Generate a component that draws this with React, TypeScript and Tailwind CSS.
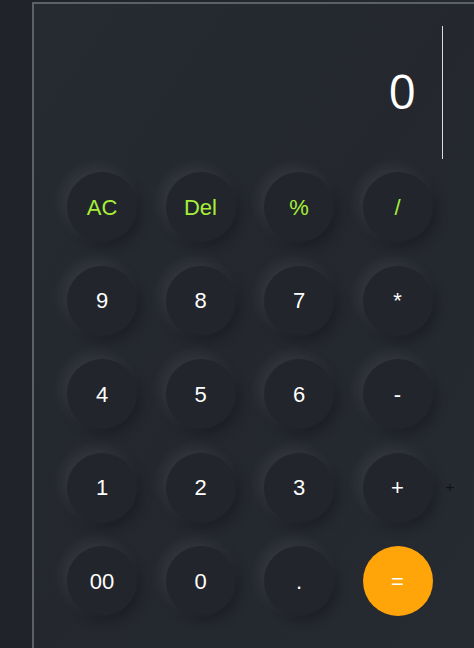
const keys: { label: string; kind: 'op' | 'num' | 'eq' }[] = [
  { label: 'AC', kind: 'op' },
  { label: 'Del', kind: 'op' },
  { label: '%', kind: 'op' },
  { label: '/', kind: 'op' },
  { label: '9', kind: 'num' },
  { label: '8', kind: 'num' },
  { label: '7', kind: 'num' },
  { label: '*', kind: 'num' },
  { label: '4', kind: 'num' },
  { label: '5', kind: 'num' },
  { label: '6', kind: 'num' },
  { label: '-', kind: 'num' },
  { label: '1', kind: 'num' },
  { label: '2', kind: 'num' },
  { label: '3', kind: 'num' },
  { label: '+', kind: 'num' },
  { label: '00', kind: 'num' },
  { label: '0', kind: 'num' },
  { label: '.', kind: 'num' },
  { label: '=', kind: 'eq' },
]

function Key({ label, kind }: { label: string; kind: 'op' | 'num' | 'eq' }) {
  const base = 'flex h-[70px] w-[70px] items-center justify-center rounded-full text-[22px]'
  if (kind === 'eq') {
    return (
      <button type="button" className={`${base} bg-[#ffa50a] text-white`}>
        {label}
      </button>
    )
  }
  return (
    <button
      type="button"
      className={`${base} bg-[#22252b] shadow-[-5px_-5px_14px_rgba(255,255,255,0.08),4px_5px_12px_rgba(0,0,0,0.25)] ${
        kind === 'op' ? 'text-[#a6ef3a]' : 'text-white'
      }`}
    >
      {label}
    </button>
  )
}

export default function App() {
  return (
    <div
      className="flex min-h-[648px] w-[474px] overflow-hidden bg-gradient-to-r from-[#202329] to-[#262a30]"
      style={{ fontFamily: '"Liberation Sans", Arial, sans-serif' }}
    >
      <div className="ml-[32px] mt-[2px] flex min-h-[646px] flex-1 flex-col border-l-2 border-t-2 border-[#5c6068] bg-gradient-to-br from-[#262a31] via-[#24272e] to-[#262a31]">
        <div className="mt-[22px] flex h-[133px] w-[409px] items-center justify-end border-r border-[#d8dbe0] pr-[26px] pb-[3px]">
          <span
            className="text-[48px] leading-none text-white"
            style={{ fontFamily: '"Open Sans", "Liberation Sans", sans-serif' }}
          >
            0
          </span>
        </div>
        <div className="mt-[13px] ml-[33px] grid grid-cols-[repeat(4,70px)] gap-x-[28.5px] gap-y-[23.5px]">
          {keys.map((k) => (
            <div key={k.label} className="relative">
              <Key label={k.label} kind={k.kind} />
              {k.label === '+' && (
                <span className="absolute left-[83px] top-[26px] text-[15px] leading-none text-[#111318]">+</span>
              )}
            </div>
          ))}
        </div>
      </div>
    </div>
  )
}
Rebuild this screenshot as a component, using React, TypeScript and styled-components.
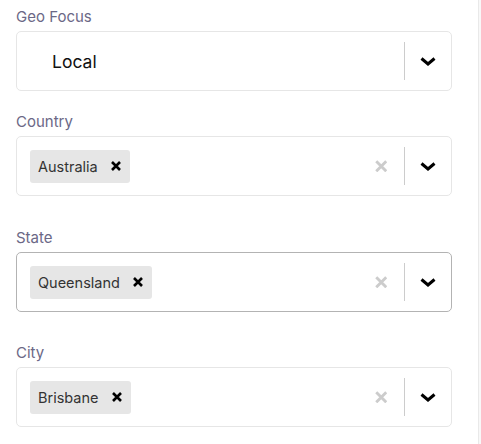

* **Set problem**:
Retype every record above exactly as written, but leave out the pictures.

* **Response to the exercise**:
Generate a component that draws this with React, TypeScript and Tailwind CSS.
const keys: { label: string; kind: 'op' | 'num' | 'eq' }[] = [
  { label: 'AC', kind: 'op' },
  { label: 'Del', kind: 'op' },
  { label: '%', kind: 'op' },
  { label: '/', kind: 'op' },
  { label: '9', kind: 'num' },
  { label: '8', kind: 'num' },
  { label: '7', kind: 'num' },
  { label: '*', kind: 'num' },
  { label: '4', kind: 'num' },
  { label: '5', kind: 'num' },
  { label: '6', kind: 'num' },
  { label: '-', kind: 'num' },
  { label: '1', kind: 'num' },
  { label: '2', kind: 'num' },
  { label: '3', kind: 'num' },
  { label: '+', kind: 'num' },
  { label: '00', kind: 'num' },
  { label: '0', kind: 'num' },
  { label: '.', kind: 'num' },
  { label: '=', kind: 'eq' },
]

function Key({ label, kind }: { label: string; kind: 'op' | 'num' | 'eq' }) {
  const base = 'flex h-[70px] w-[70px] items-center justify-center rounded-full text-[22px]'
  if (kind === 'eq') {
    return (
      <button type="button" className={`${base} bg-[#ffa50a] text-white`}>
        {label}
      </button>
    )
  }
  return (
    <button
      type="button"
      className={`${base} bg-[#22252b] shadow-[-5px_-5px_14px_rgba(255,255,255,0.08),4px_5px_12px_rgba(0,0,0,0.25)] ${
        kind === 'op' ? 'text-[#a6ef3a]' : 'text-white'
      }`}
    >
      {label}
    </button>
  )
}

export default function App() {
  return (
    <div
      className="flex min-h-[648px] w-[474px] overflow-hidden bg-gradient-to-r from-[#202329] to-[#262a30]"
      style={{ fontFamily: '"Liberation Sans", Arial, sans-serif' }}
    >
      <div className="ml-[32px] mt-[2px] flex min-h-[646px] flex-1 flex-col border-l-2 border-t-2 border-[#5c6068] bg-gradient-to-br from-[#262a31] via-[#24272e] to-[#262a31]">
        <div className="mt-[22px] flex h-[133px] w-[409px] items-center justify-end border-r border-[#d8dbe0] pr-[26px] pb-[3px]">
          <span
            className="text-[48px] leading-none text-white"
            style={{ fontFamily: '"Open Sans", "Liberation Sans", sans-serif' }}
          >
            0
          </span>
        </div>
        <div className="mt-[13px] ml-[33px] grid grid-cols-[repeat(4,70px)] gap-x-[28.5px] gap-y-[23.5px]">
          {keys.map((k) => (
            <div key={k.label} className="relative">
              <Key label={k.label} kind={k.kind} />
              {k.label === '+' && (
                <span className="absolute left-[83px] top-[26px] text-[15px] leading-none text-[#111318]">+</span>
              )}
            </div>
          ))}
        </div>
      </div>
    </div>
  )
}
Rebuild this screenshot as a component, using React, TypeScript and styled-components.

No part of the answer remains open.